# Senator Lummis Warns Crypto Regulation Window Closes Until 2030 If CLARITY Act Fails This Session
Senator Cynthia Lummis has issued a stark warning to Congress: if the Digital Asset Market Clarity Act fails to pass this legislative session, the next realistic opportunity for federal crypto regulation may not come until 2030.
The Wyoming Republican said in a post on X on May 29 that developers remain exposed to prosecution and law enforcement lacks the tools to pursue bad actors without the CLARITY Act framework. Her warning comes as the bill sits stalled in the Senate despite having passed the House of Representatives.
## The 2030 Deadline
Lummis framed the current legislative session as a narrow and fragile window. With presidential election cycles approaching and legislative calendars tightening, she said Congress may not return to crypto policy in a meaningful way for years.
“The next window for digital asset legislation after this Congress is likely 2030,” Lummis wrote. “Until then, developers remain exposed with no legal protections, and law enforcement remains without the tools to hold bad actors accountable. The Clarity Act solves both.”
The CLARITY Act would establish a federal framework for crypto oversight in the United States. The bill defines how digital assets are classified, which regulators supervise them, and what obligations apply to exchanges, developers, stablecoin issuers, and other market participants.
## Why the Senate Is the Hurdle
The House has already passed its version of the bill, but the Senate remains divided. Despite bipartisan support in principle, disagreements over stablecoin regulation, custody rules, and the role of the SEC versus the CFTC have delayed progress.
Supporters argue that federal rules would keep crypto activity within U.S. borders. Without clear rules, they say, companies move offshore and innovation migrates to jurisdictions like Singapore, the UAE, and the European Union, which already has its Markets in Crypto-Assets regulation in place.
JPMorgan Chase CEO Jamie Dimon has also emerged as a vocal opponent of the bill, warning that banks will fight the legislation over stablecoin provisions that he says allow crypto firms to effectively offer deposit-like products without bank-level protections.
## What Happens Without It
Without the CLARITY Act, the U.S. crypto industry remains under an enforcement-first regulatory approach. The SEC continues to bring cases under existing securities laws designed decades before digital assets existed. Developers who publish open-source code face potential prosecution for the actions of third parties who later use that code in ways the developer never intended.
Lummis has been the Senate’s most prominent crypto advocate, and her 2030 warning signals that the political window for action is narrower than many industry participants realize.

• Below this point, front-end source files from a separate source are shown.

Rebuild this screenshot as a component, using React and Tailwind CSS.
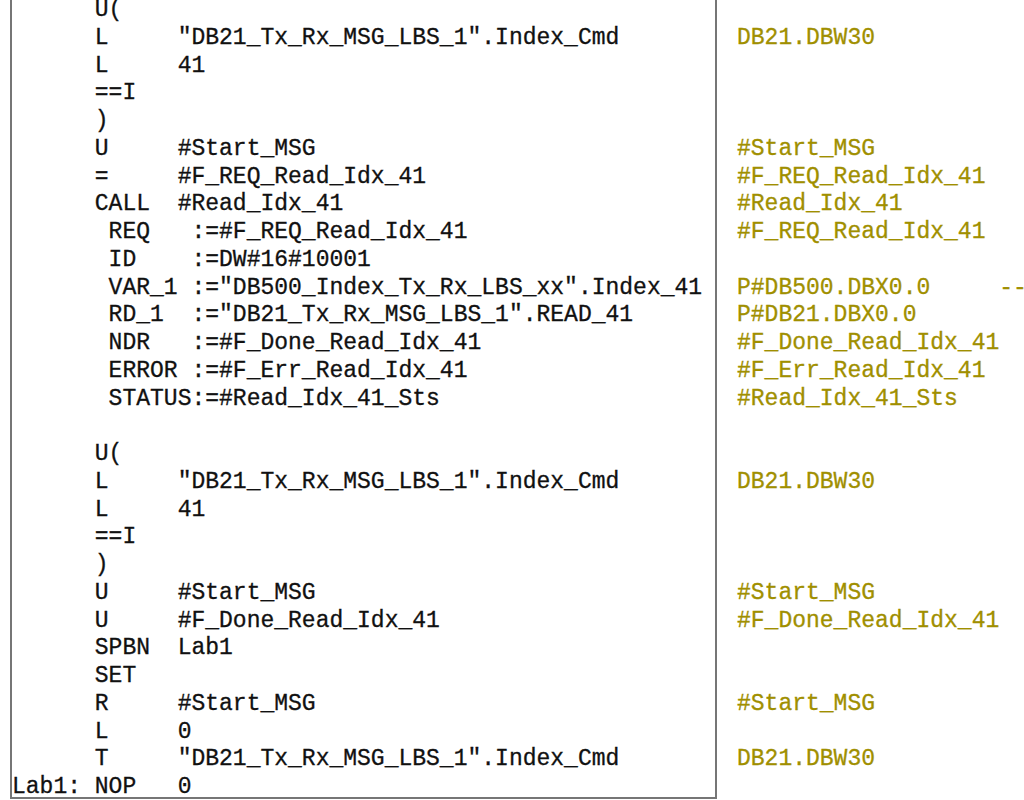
import React from 'react';

const rows = [
  ['', 'U(', '', ''],
  ['', 'L', '"DB21_Tx_Rx_MSG_LBS_1".Index_Cmd', 'DB21.DBW30'],
  ['', 'L', '41', ''],
  ['', '==I', '', ''],
  ['', ')', '', ''],
  ['', 'U', '#Start_MSG', '#Start_MSG'],
  ['', '=', '#F_REQ_Read_Idx_41', '#F_REQ_Read_Idx_41'],
  ['', 'CALL', '#Read_Idx_41', '#Read_Idx_41'],
  ['', ' REQ   :=#F_REQ_Read_Idx_41', null, '#F_REQ_Read_Idx_41'],
  ['', ' ID    :=DW#16#10001', null, ''],
  ['', ' VAR_1 :="DB500_Index_Tx_Rx_LBS_xx".Index_41', null, 'P#DB500.DBX0.0     --'],
  ['', ' RD_1  :="DB21_Tx_Rx_MSG_LBS_1".READ_41', null, 'P#DB21.DBX0.0'],
  ['', ' NDR   :=#F_Done_Read_Idx_41', null, '#F_Done_Read_Idx_41'],
  ['', ' ERROR :=#F_Err_Read_Idx_41', null, '#F_Err_Read_Idx_41'],
  ['', ' STATUS:=#Read_Idx_41_Sts', null, '#Read_Idx_41_Sts'],
  ['', '', '', ''],
  ['', 'U(', '', ''],
  ['', 'L', '"DB21_Tx_Rx_MSG_LBS_1".Index_Cmd', 'DB21.DBW30'],
  ['', 'L', '41', ''],
  ['', '==I', '', ''],
  ['', ')', '', ''],
  ['', 'U', '#Start_MSG', '#Start_MSG'],
  ['', 'U', '#F_Done_Read_Idx_41', '#F_Done_Read_Idx_41'],
  ['', 'SPBN', 'Lab1', ''],
  ['', 'SET', '', ''],
  ['', 'R', '#Start_MSG', '#Start_MSG'],
  ['', 'L', '0', ''],
  ['', 'T', '"DB21_Tx_Rx_MSG_LBS_1".Index_Cmd', 'DB21.DBW30'],
  ['Lab1:', 'NOP', '0', ''],
];

const pad = (s, n) => s + ' '.repeat(Math.max(0, n - s.length));

const lineText = ([label, instr, operand]) => {
  if (!operand) return pad(label, 6) + instr;
  return pad(label, 6) + pad(instr, 6) + operand;
};

export default function App() {
  const last = rows.length - 1;
  return (
    <div className="w-[1024px] h-[800px] overflow-hidden bg-white">
      <div className="flex items-start -mt-[3px] font-['Liberation_Mono','Courier_New',monospace] text-[23px] leading-[27.75px] [-webkit-text-stroke:0.3px]">
        <div className="ml-[10px] w-[707px] shrink-0 border-l-2 border-r-2 border-b-2 border-[#767676] text-[#111]">
          {rows.map((r, i) => (
            <div key={i} className={i === last ? 'whitespace-pre h-[22.5px]' : 'whitespace-pre h-[27.75px]'}>
              {lineText(r)}
            </div>
          ))}
        </div>
        <div className="flex-1 pl-[20px] text-[#a08f00] whitespace-pre">
          {rows.map((r, i) => (
            <div key={i} className="h-[27.75px]">
              {r[3]}
            </div>
          ))}
        </div>
      </div>
    </div>
  );
}
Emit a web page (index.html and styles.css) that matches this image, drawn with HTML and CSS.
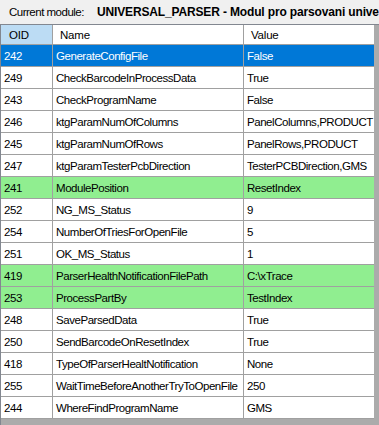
FILE: index.html
```html
<!DOCTYPE html>
<html>
<head>
<meta charset="utf-8">
<link rel="stylesheet" href="styles.css">
</head>
<body>
<div class="window">
  <div class="titlebar">
    <span class="label">Current module:</span>
    <span class="module">UNIVERSAL_PARSER - Modul pro parsovani univerzalnich dat</span>
  </div>
  <div class="gridview">
    <div class="grid">
      <div class="row header">
        <div class="cell c1 sel-col">OID</div>
        <div class="cell c2">Name</div>
        <div class="cell c3">Value</div>
      </div>
      <div class="row selected"><div class="cell c1">242</div><div class="cell c2">GenerateConfigFile</div><div class="cell c3">False</div></div>
      <div class="row"><div class="cell c1">249</div><div class="cell c2">CheckBarcodeInProcessData</div><div class="cell c3">True</div></div>
      <div class="row"><div class="cell c1">243</div><div class="cell c2">CheckProgramName</div><div class="cell c3">False</div></div>
      <div class="row"><div class="cell c1">246</div><div class="cell c2">ktgParamNumOfColumns</div><div class="cell c3">PanelColumns,PRODUCT</div></div>
      <div class="row"><div class="cell c1">245</div><div class="cell c2">ktgParamNumOfRows</div><div class="cell c3">PanelRows,PRODUCT</div></div>
      <div class="row"><div class="cell c1">247</div><div class="cell c2">ktgParamTesterPcbDirection</div><div class="cell c3">TesterPCBDirection,GMS</div></div>
      <div class="row green"><div class="cell c1">241</div><div class="cell c2">ModulePosition</div><div class="cell c3">ResetIndex</div></div>
      <div class="row"><div class="cell c1">252</div><div class="cell c2">NG_MS_Status</div><div class="cell c3">9</div></div>
      <div class="row"><div class="cell c1">254</div><div class="cell c2">NumberOfTriesForOpenFile</div><div class="cell c3">5</div></div>
      <div class="row"><div class="cell c1">251</div><div class="cell c2">OK_MS_Status</div><div class="cell c3">1</div></div>
      <div class="row green"><div class="cell c1">419</div><div class="cell c2">ParserHealthNotificationFilePath</div><div class="cell c3">C:\xTrace</div></div>
      <div class="row green"><div class="cell c1">253</div><div class="cell c2">ProcessPartBy</div><div class="cell c3">TestIndex</div></div>
      <div class="row"><div class="cell c1">248</div><div class="cell c2">SaveParsedData</div><div class="cell c3">True</div></div>
      <div class="row"><div class="cell c1">250</div><div class="cell c2">SendBarcodeOnResetIndex</div><div class="cell c3">True</div></div>
      <div class="row"><div class="cell c1">418</div><div class="cell c2">TypeOfParserHealtNotification</div><div class="cell c3">None</div></div>
      <div class="row"><div class="cell c1">255</div><div class="cell c2">WaitTimeBeforeAnotherTryToOpenFile</div><div class="cell c3">250</div></div>
      <div class="row"><div class="cell c1">244</div><div class="cell c2">WhereFindProgramName</div><div class="cell c3">GMS</div></div>
    </div>
  </div>
</div>
</body>
</html>
```
FILE: styles.css
```css
html, body {
  margin: 0;
  padding: 0;
  background: #f0f0f0;
}
.window {
  width: 379px;
  height: 425px;
  overflow: hidden;
  display: flex;
  flex-direction: column;
  font-family: "Liberation Sans", Arial, sans-serif;
  color: #000;
}
.titlebar {
  height: 24px;
  flex: none;
  display: flex;
  align-items: center;
  white-space: nowrap;
  overflow: hidden;
  background: #f0f0f0;
  padding-left: 9px;
  box-sizing: border-box;
}
.label {
  font-size: 11.5px;
  letter-spacing: -0.5px;
  width: 88px;
  flex: none;
}
.module {
  font-size: 12px;
  font-weight: bold;
  letter-spacing: -0.15px;
}
.gridview {
  flex: 1;
  background: #ababab;
  border-top: 1px solid #828790;
  border-left: 1px solid #828790;
  display: flex;
  align-items: flex-start;
}
.grid {
  width: 373px;
  background: #fff;
  display: flex;
  flex-direction: column;
}
.row {
  display: flex;
  height: 21px;
  border-bottom: 1px solid #a0a0a0;
  font-size: 11.5px;
  letter-spacing: -0.45px;
}
.row.header {
  height: 19px;
}
.cell {
  display: flex;
  align-items: center;
  padding-left: 3px;
  white-space: nowrap;
  overflow: hidden;
  box-sizing: border-box;
}
.c1 {
  width: 52px;
  border-right: 1px solid #a0a0a0;
}
.c2 {
  width: 191px;
  border-right: 1px solid #a0a0a0;
}
.c3 {
  width: 130px;
}
.header .cell {
  padding-left: 7px;
  letter-spacing: -0.2px;
}
.header .c1 {
  padding-left: 8px;
}
.header .sel-col {
  background: #bcdcf4;
}
.selected {
  background: #0078d7;
  color: #fff;
}
.green {
  background: #90ee90;
}
```
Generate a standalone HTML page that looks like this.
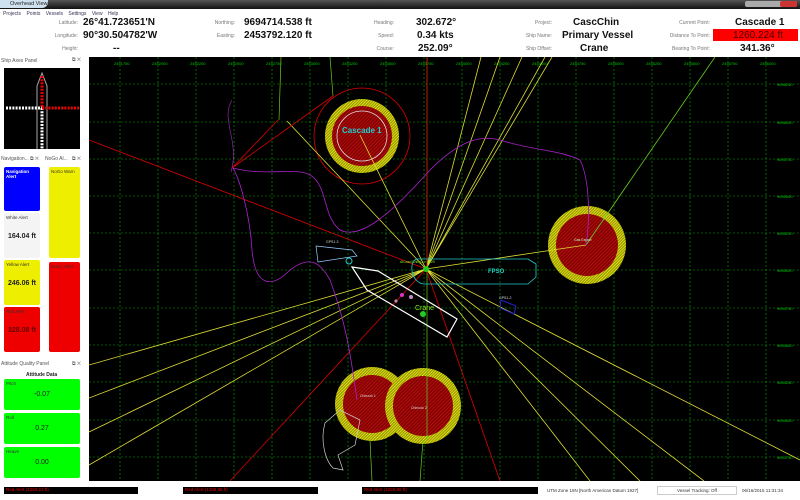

## What Industry Leaders Are Saying
Coinbase chief policy officer Faryar Shirzad called on the Senate to bring the bill to a vote, saying: “Millions of Americans believe this includes preserving rewards programs and passing clear rules that protect consumers while keeping America at the forefront of financial innovation.”
Crypto advocacy groups have launched campaigns urging senators to schedule a floor vote before the August recess.
## FAQ
**What is the CLARITY Act?**
The Digital Asset Market Clarity Act is a proposed federal law that would establish a comprehensive regulatory framework for digital assets in the United States, covering classification, exchange registration, developer protections, and stablecoin oversight.
**Why does Lummis say the next window is 2030?**
The current Congress represents the best alignment of political support for crypto legislation. After the 2026 midterm elections and as the 2028 presidential race begins, legislative attention will shift away from crypto policy. The next realistic window for a comprehensive bill would be a new Congress seated in 2030.
**How would the CLARITY Act affect developers?**
The bill includes legal protections for developers who publish open-source code, shielding them from liability if third parties use the code for illegal purposes — a protection that does not exist under current enforcement-driven regulation.